Netflix’s co-chief executive and chief content officer hailed Prince Harry and Meghan Markle ahead of the release of their groundbreaking Netflix docuseries.
Ted Sarandos, who spoke about the partnership between the streaming giant and the Sussexes, said he is “incredibly proud” of the synergy on display.
He said: “Harry and Meghan have inspired millions of people all around the world with their authenticity, optimism and leadership.
“We’re incredibly proud they have chosen Netflix as their creative home - and are excited about telling stories with them that can help build resilience and increase understanding for audiences everywhere.”
The couple have denied claims they quit royal duties and moved to the US in a bid for a more quiet life.
Experts have claimed that the factor of privacy was the main reason behind Meghan and Harry’s departure.
The Duke himself says he hoped Megxit would result in a “quieter life”, the Daily Mail reports.
High-profile projects such as their Netflix docuseries and headline-grabbing court cases have done little to quell the limelight from the couple, leading to widespread criticism.

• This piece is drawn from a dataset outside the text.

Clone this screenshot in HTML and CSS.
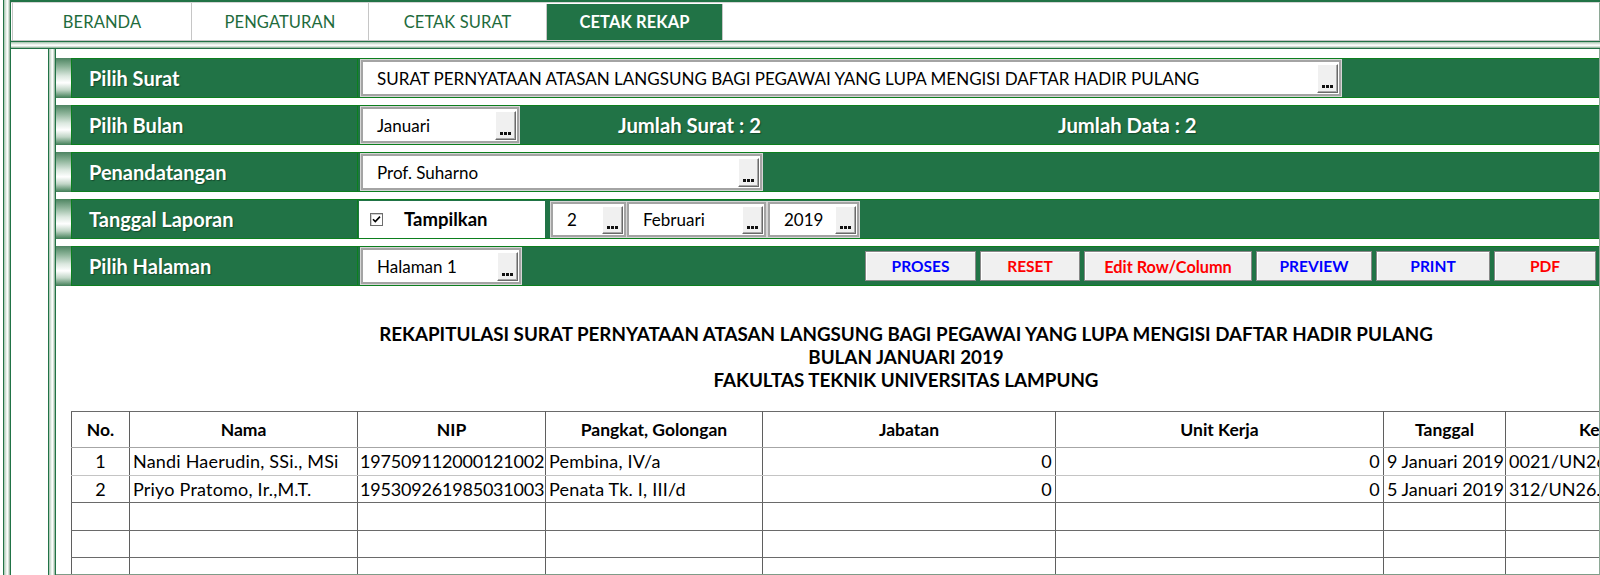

The couple’s spokesman Ashley Hansen has denied claims the move was ever about privacy, saying: “Their statement announcing their decision to step back mentions nothing of privacy and reiterates their desire to continue their roles and public duties.

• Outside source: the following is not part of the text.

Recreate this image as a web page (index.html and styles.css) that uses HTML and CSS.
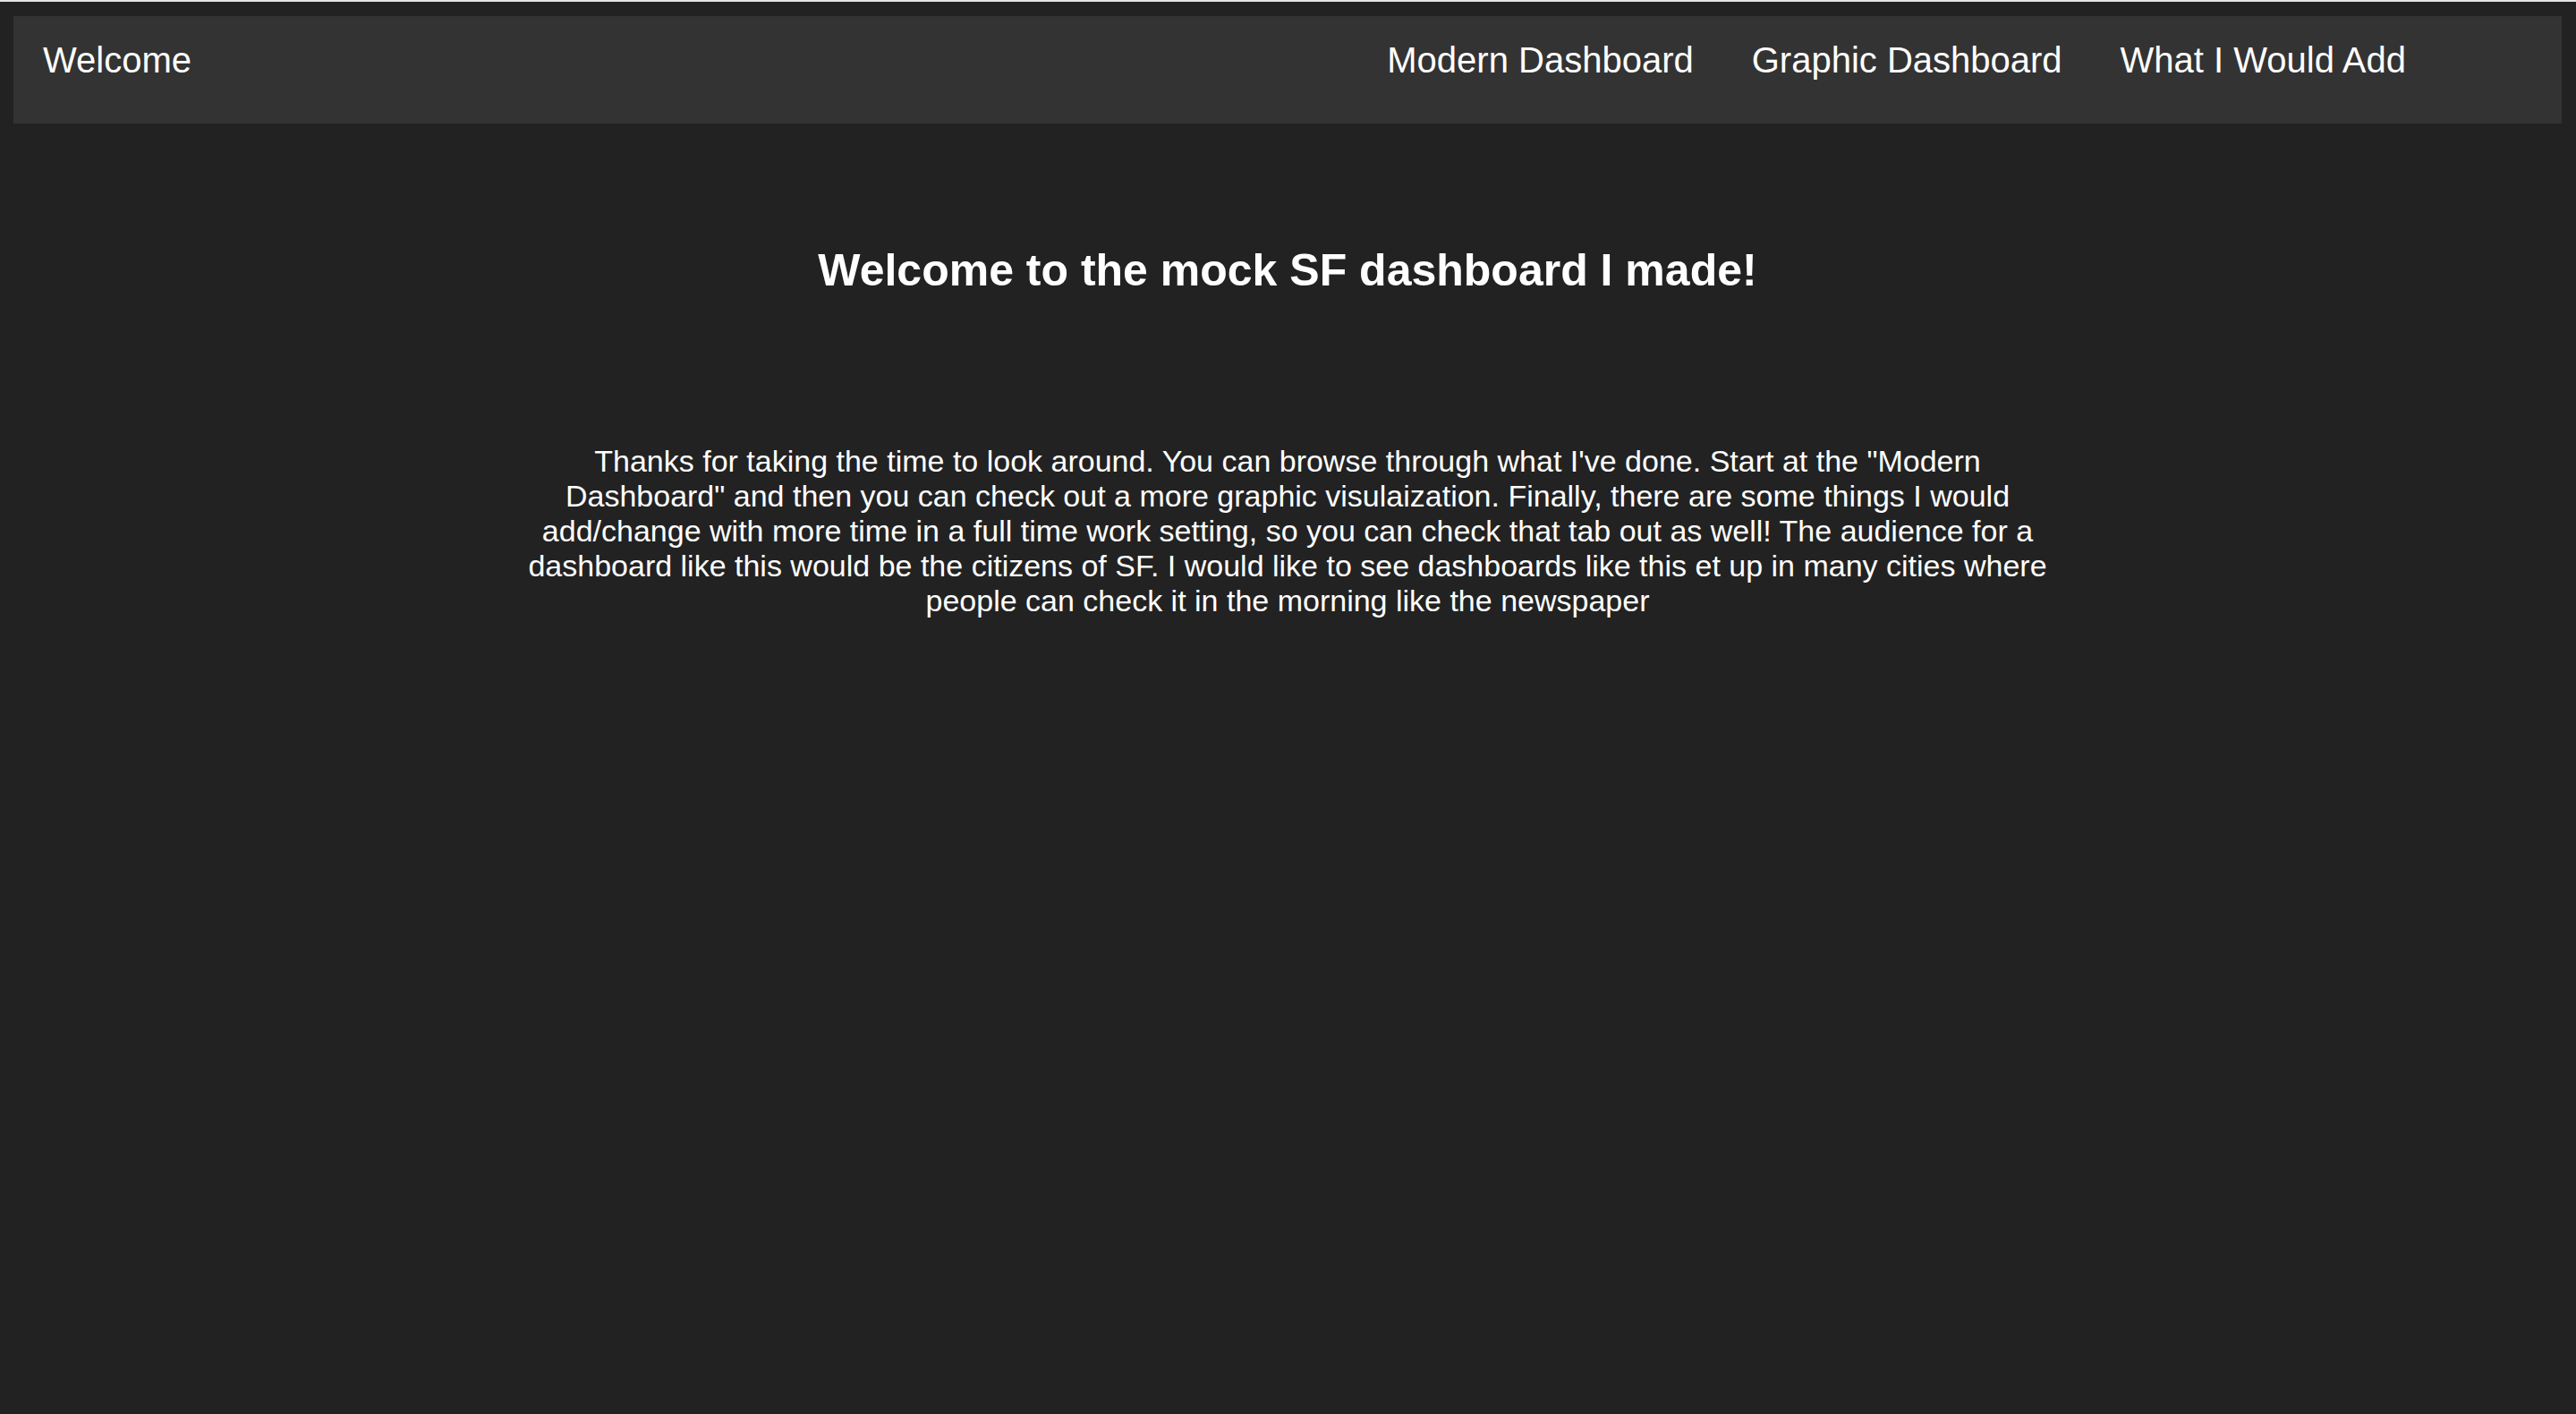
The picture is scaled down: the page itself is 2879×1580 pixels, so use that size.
FILE: index.html
```html
<!DOCTYPE html>
<html lang="en">
<head>
<meta charset="utf-8">
<title>SF Dashboard</title>
<link rel="stylesheet" href="styles.css">
</head>
<body>
  <nav class="topnav">
    <ul class="nav-left">
      <li><a class="nav-link" href="#">Welcome</a></li>
    </ul>
    <ul class="nav-right">
      <li><a class="nav-link" href="#">Modern Dashboard</a></li>
      <li><a class="nav-link" href="#">Graphic Dashboard</a></li>
      <li><a class="nav-link" href="#">What I Would Add</a></li>
    </ul>
  </nav>
  <main class="content">
    <h1 class="title">Welcome to the mock SF dashboard I made!</h1>
    <p class="intro">Thanks for taking the time to look around. You can browse through what I've done. Start at the "Modern Dashboard" and then you can check out a more graphic visulaization. Finally, there are some things I would add/change with more time in a full time work setting, so you can check that tab out as well! The audience for a dashboard like this would be the citizens of SF. I would like to see dashboards like this et up in many cities where people can check it in the morning like the newspaper</p>
  </main>
</body>
</html>
```
FILE: styles.css
```css
html {
  background: #222222;
  border-top: 2px solid #e4e4e4;
}
body {
  margin: 16px 16px 0 15px;
  font-family: "Liberation Sans", Arial, Helvetica, sans-serif;
  color: #ffffff;
  min-height: 1540px;
}
.topnav {
  display: flex;
  align-items: flex-start;
  height: 120px;
  background: #333333;
}
.nav-left,
.nav-right {
  list-style: none;
  margin: 0;
  padding: 0;
  display: flex;
}
.nav-right {
  margin-left: auto;
  padding-right: 142px;
}
.nav-link {
  display: block;
  padding: 27px 32px 0 33px;
  font-size: 40px;
  color: #ffffff;
  text-decoration: none;
}
.content {
  display: flex;
  flex-direction: column;
  align-items: center;
}
.title {
  margin: 135px 0 0 0;
  font-size: 50px;
  font-weight: bold;
  text-align: center;
}
.intro {
  width: 1716px;
  margin: 165px 0 0 0;
  font-size: 34px;
  text-align: center;
}
```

“Any suggestion otherwise speaks to a key point of this series. They are choosing to share their story, on their terms, and yet the tabloid media has created an entirely untrue narrative that permeates press coverage and public opinion.
“The facts are right in front of them,” He told the New York Times.
In the first instalment of the series, Harry accuses the royals of having a “huge level of unconscious bias” and Meghan saying the media wanted to “destroy” her.
Meghan Markle says the media tried to 'destroy' her. Image: Netflix
Variety’s chief television critic, Daniel D’Addario, said that the couple had previously “shocked the world multiple times over” – both with the infamous “Megxit” and subsequent interview with Oprah Winfrey in March 2021.
“With today’s release… the Sussexes surprise us yet again, with just how narrow their vision of their fame is, how pinched and unimaginative their presence on the world stage has become,” he wrote.
“They may have shed their responsibilities to the crown, but they’re still in a kind of service.
“There’s an air of duty about the entire enterprise of ‘Harry & Meghan,’ as if they’re honor-bound to keep reciting their personal story until we eventually lose interest.”
Meghan Markle accused the royals of having an 'unconscious bias'. ANDREW KELLY
Thursday’s episodes also shared some details about previous allegations of racism within the royal family.
But Stephanie Bunbury, of Deadline, said the episodes were not “the royal evisceration we have been expecting”.
“The story so far is a straightforward romance, with the best-looking royals no longer in the business seen sitting on a couch agreeing that, guess what, they fell madly in love on their second date,” she wrote.
“None of this, however, is the royal evisceration we have been expecting.
“Presumably, the Harry Formerly Known As a Prince and his maligned wife will go into a bit more detail in next week’s Volume II on what prompted them to walk away from the whole thing and set up shop in California.”
Writers for The Hollywood Reporter agreed that despite viewers experiencing “an intimate retelling” of Harry and Meghan’s “great love story” there was no “truly groundbreaking content”.
“While expectations of what the documentary might reveal were high, the audience is not enlightened about anything truly groundbreaking in the first three episodes,” a THR article read.